John Jaakke, de voorzitter van de Raad van Commissarisen (RvC) van Ajax NV, weigerde tijdens de persconferentie enkele malen in te gaan op de conclusie die was verwoord in een wél opgesteld, maar nooit verzonden persbericht, waarin het ontslag van Fontein werd aangekondigd.
Jaakke zei nu dat hij geen mededelingen doet over gesprekken met medewerkers en dat er eerst overleg moet plaatstvinden met alle betrokkenen, voordat Ajax iets naar buiten te melden heeft.
Dat een mogelijk vertrek van Maarten Fontein zo goed als onvermijdelijk is, lijkt overigens een uitgemaakte zaak, want in het rapport-Coronel staat zware kritiek op zijn persoon, zo blijkt uit de volgende dodelijke passages:
"Sinds 1 december 2005 kent Ajax NV een driehoofdige statutaire directie. In die structuur worden met name aan de Algemeen Directeur specifieke eisen gesteld op het gebied van samenbindende kracht, het toezien op collegiale besluitvorming en motiverend leiderschap naar binnen en buiten. De commissie stelt vast dat de Algemeen Directeur deze vereisten onvoldoende heeft ingevuld."
"Hoewel binnen Ajax diverse regelementen van toepassing zijn, worden deze in de praktijk onvoldoende toegepast. Het directie-regelement spreekt over collegiaal bestuur maar hiervan is geen sprake."
Ook de RvC krijgt van de commissie-Coronel een aantal vegen uit de pan. Men constateert onder meer:
"De RvC controleert onvoldoende op afstand, maar bemoeit zich intensief met de gang van zaken. Dat manifesteert zich zowel in het algemene beleid als in technische zaken."
Op de persconferentie liet Jaakke er geen twijfel over bestaan dat hij voorlopig niet van plan is zelf conclusies aan de kritiek te verbinden en uit zichzelf niet te zullen opstappen.
En zo richten de pijlen zich vooral op de in de ArenA niet aanwezige Fontein, die in de afgelopen dagen ook heeft kunnen lezen dat de commissie heeft geconstateerd dat er bij heb sprake is van "onvoldoende inspirerend leiderschap van de directie" en dat "de directie niet als een hecht team opereert en er te weinig sprake is van collegiaal bestuur."
Een andere constatering is - en dit staat wel los van de rol van Fontein - het feit dat "de doelstellingen uit het strategisch beleidsplan te ambitieus en niet realistisch zijn."
De aanbevelingen die de commissie aan de RcV en de directie gedaan heeft, zijn dan ook:
"1. De bestuursstructuur van Ajax dient op de korts mogelijke termijn duidelijk te zijn en helder te funtioneren met korte lijnen, waarin het spelen van topvoetbal centraal en voorop staat."

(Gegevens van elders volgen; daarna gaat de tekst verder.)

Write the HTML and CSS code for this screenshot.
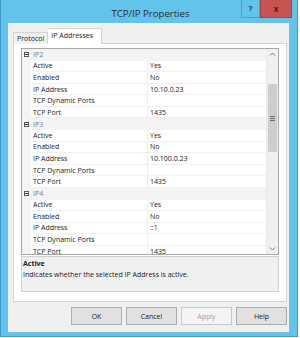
FILE: index.html
```html
<!DOCTYPE html>
<html>
<head>
<meta charset="utf-8">
<link rel="stylesheet" href="styles.css">
</head>
<body>
<div class="window">
  <div class="titlebar">
    <div></div>
    <div class="title">TCP/IP Properties</div>
    <div class="caption-btns">
      <div class="cbtn help">?</div>
      <div class="cbtn close">x</div>
    </div>
  </div>
  <div class="client">
    <div class="tabs">
      <div class="tab">Protocol</div>
      <div class="tab active">IP Addresses</div>
    </div>
    <div class="panel">
      <div class="grid">
        <div class="rows">
          <div class="row cat"><span class="gut"><span class="box"></span></span><span class="catname">IP2</span></div>
          <div class="row"><span class="gut"></span><span class="lbl">Active</span><span class="val">Yes</span></div>
          <div class="row"><span class="gut"></span><span class="lbl">Enabled</span><span class="val">No</span></div>
          <div class="row"><span class="gut"></span><span class="lbl">IP Address</span><span class="val">10.10.0.23</span></div>
          <div class="row"><span class="gut"></span><span class="lbl">TCP Dynamic Ports</span><span class="val"></span></div>
          <div class="row"><span class="gut"></span><span class="lbl">TCP Port</span><span class="val">1435</span></div>
          <div class="row cat"><span class="gut"><span class="box"></span></span><span class="catname">IP3</span></div>
          <div class="row"><span class="gut"></span><span class="lbl">Active</span><span class="val">Yes</span></div>
          <div class="row"><span class="gut"></span><span class="lbl">Enabled</span><span class="val">No</span></div>
          <div class="row"><span class="gut"></span><span class="lbl">IP Address</span><span class="val">10.100.0.23</span></div>
          <div class="row"><span class="gut"></span><span class="lbl">TCP Dynamic Ports</span><span class="val"></span></div>
          <div class="row"><span class="gut"></span><span class="lbl">TCP Port</span><span class="val">1435</span></div>
          <div class="row cat"><span class="gut"><span class="box"></span></span><span class="catname">IP4</span></div>
          <div class="row"><span class="gut"></span><span class="lbl">Active</span><span class="val">Yes</span></div>
          <div class="row"><span class="gut"></span><span class="lbl">Enabled</span><span class="val">No</span></div>
          <div class="row"><span class="gut"></span><span class="lbl">IP Address</span><span class="val">::1</span></div>
          <div class="row"><span class="gut"></span><span class="lbl">TCP Dynamic Ports</span><span class="val"></span></div>
          <div class="row"><span class="gut"></span><span class="lbl">TCP Port</span><span class="val">1435</span></div>
        </div>
        <div class="scrollbar">
          <div class="arrow">
            <svg width="7" height="5" viewBox="0 0 7 5"><path d="M1 3.5 L3.5 1 L6 3.5" fill="none" stroke="#7a7a7a" stroke-width="1"/></svg>
          </div>
          <div class="track">
            <div class="thumb">
              <svg width="5" height="5" viewBox="0 0 5 5"><path d="M0 0.5H5M0 2.5H5M0 4.5H5" stroke="#6e6e6e" stroke-width="1"/></svg>
            </div>
          </div>
          <div class="arrow">
            <svg width="7" height="5" viewBox="0 0 7 5"><path d="M1 1.5 L3.5 4 L6 1.5" fill="none" stroke="#7a7a7a" stroke-width="1"/></svg>
          </div>
        </div>
      </div>
      <div class="desc">
        <div class="desc-title">Active</div>
        <div class="desc-text">Indicates whether the selected IP Address is active.</div>
      </div>
    </div>
    <div class="buttons">
      <div class="btn">OK</div>
      <div class="btn">Cancel</div>
      <div class="btn disabled">Apply</div>
      <div class="btn">Help</div>
    </div>
  </div>
</div>
</body>
</html>
```
FILE: styles.css
```css
html, body {
  margin: 0;
  padding: 0;
  background: #ffffff;
}
body {
  width: 300px;
  height: 338px;
  overflow: hidden;
  font-family: "Open Sans", "Noto Sans", sans-serif;
  font-size: 7px;
  color: #1a1a1a;
}
.window {
  width: 298px;
  height: 337px;
  box-sizing: border-box;
  background: #62c4ea;
  border: 1px solid #3e9ccb;
  border-top: none;
  display: flex;
  flex-direction: column;
}
.titlebar {
  height: 23px;
  flex: none;
  display: grid;
  grid-template-columns: 1fr auto 1fr;
  align-items: start;
}
.title {
  font-size: 9.6px;
  color: #2b2b2b;
  line-height: 12px;
  padding-top: 8px;
  padding-left: 3px;
}
.caption-btns {
  display: flex;
  justify-content: flex-end;
  padding-right: 5px;
}
.cbtn {
  height: 18px;
  box-sizing: border-box;
  display: flex;
  align-items: center;
  justify-content: center;
  font-family: "Liberation Sans", sans-serif;
  font-weight: bold;
  font-size: 8px;
  color: #2e2e2e;
}
.cbtn.help {
  width: 19px;
  border: 1px solid #4f9ec4;
  border-top: none;
  color: #1f3c55;
}
.cbtn.close {
  width: 32px;
  background: #c75451;
  border: 1px solid #a54342;
  border-top: none;
  color: #222;
  font-size: 8.5px;
}
.client {
  flex: 1;
  margin: 0 8px 4px 7px;
  background: #f0f0f0;
  padding: 6px 2px 0 5px;
  display: flex;
  flex-direction: column;
}
.tabs {
  display: flex;
  align-items: flex-end;
  height: 15px;
  margin-bottom: -1px;
  position: relative;
  z-index: 1;
}
.tab {
  height: 12px;
  box-sizing: border-box;
  border: 1px solid #d4d4d4;
  border-bottom: none;
  background: #f0f0f0;
  padding: 0 3px 0 3px;
  line-height: 11px;
  font-size: 7px;
}
.tab.active {
  height: 16px;
  background: #ffffff;
  border-color: #d4d4d4;
  padding: 0 4px 0 3px;
  line-height: 13px;
  width: 54px;
  border-left: none;
}
.panel {
  height: 259px;
  box-sizing: border-box;
  border: 1px solid #d4d4d4;
  background: #ffffff;
  padding: 4px 7px 8px 7px;
  display: flex;
  flex-direction: column;
  gap: 1px;
}
.grid {
  height: 207px;
  flex: none;
  box-sizing: border-box;
  border: 1px solid #a8a8a8;
  display: flex;
  overflow: hidden;
}
.rows {
  flex: 1;
  overflow: hidden;
}
.row {
  height: 11.58px;
  display: flex;
  align-items: center;
  box-sizing: border-box;
}
.gut {
  width: 9px;
  flex: none;
  align-self: stretch;
  background: #f4f4f4;
  display: flex;
  align-items: center;
  justify-content: center;
}
.lbl {
  width: 117px;
  flex: none;
  align-self: stretch;
  box-sizing: border-box;
  padding-left: 2px;
  display: flex;
  align-items: center;
  border-right: 1px solid #ececec;
  border-bottom: 1px solid #f0f0f0;
}
.val {
  flex: 1;
  align-self: stretch;
  padding-left: 2px;
  display: flex;
  align-items: center;
  border-bottom: 1px solid #f0f0f0;
}
.row.cat {
  background: #f4f4f4;
}
.catname {
  padding-left: 2px;
  color: #7a7a7a;
}
.box {
  width: 5px;
  height: 5px;
  box-sizing: border-box;
  border: 1px solid #5a5a5a;
  position: relative;
  display: flex;
  align-items: center;
  justify-content: center;
  background: #fff;
}
.box::after {
  content: "";
  width: 3px;
  height: 1px;
  background: #333;
}
.scrollbar {
  width: 11px;
  flex: none;
  background: #f0f0f0;
  display: flex;
  flex-direction: column;
  border-left: 1px solid #e8e8e8;
}
.arrow {
  height: 11px;
  flex: none;
  display: flex;
  align-items: center;
  justify-content: center;
}
.track {
  flex: 1;
  padding-top: 24px;
}
.thumb {
  width: 9px;
  height: 68px;
  margin-left: 1px;
  background: #cdcdcd;
  display: flex;
  align-items: center;
  justify-content: center;
}
.desc {
  height: 36px;
  flex: none;
  box-sizing: border-box;
  border: 1px solid #d0d0d0;
  background: #f0f0f0;
  padding: 2px 0 0 1px;
}
.desc-title {
  font-weight: bold;
  line-height: 10px;
}
.desc-text {
  line-height: 11px;
}
.buttons {
  display: flex;
  justify-content: flex-end;
  gap: 4px;
  margin-top: 5px;
}
.btn {
  width: 51px;
  height: 18px;
  box-sizing: border-box;
  border: 1px solid #adadad;
  background: #e1e1e1;
  display: flex;
  align-items: center;
  justify-content: center;
  font-size: 7px;
}
.btn.disabled {
  color: #9c9c9c;
  background: #f4f4f4;
  border-color: #c8c8c8;
}
```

"2. Het zwaartepunt van de besluitvorming moet komen te liggen bij de directie en de RvC dient op afstand toezicht te houden. De leden van de RvC blijven op de achtergrond. Een passende honorering voor de leden van de RvC is op zijn plaats."
"3. Technisch Directeur en Financieel Directeur moeten rapporteren aan de Algemeen Directeur, niet rechtstreeks aan de (leden van) de RvC."
"4. Er dient een keuze gemaakt te worden voor de rol van de Technisch Directeur, ook in zijn relatie tot de hoofdtrainer, en in het verlangende daarvan voor de bezetting van de directie."
"5. De Technisch Directeur is primair verantwoordelijk voor het technisch en sportief beleid bij Ajax voor de lange termijn inclusief de jeugdopleiding. Afhankelijk van het in de toekomst te kiezen model is dit de belangrijkste technische functie binnen de club."
Op een geheel ander gebied constateert de commissie-Coronel dat het nuttig zou zijn te onderzoeken op welke wijze de beursnotering van Ajax NV beëindigd kan worden, omdat Ajax - gezien het feit dat de Vereniging Ajax altijd een meerderheid in aandelen moet hebben - nooit meer een aandelen-emmissie kan en zal doen. Dat betekent overigens niet dat Ajax in de toekomst geen NV zal blijven.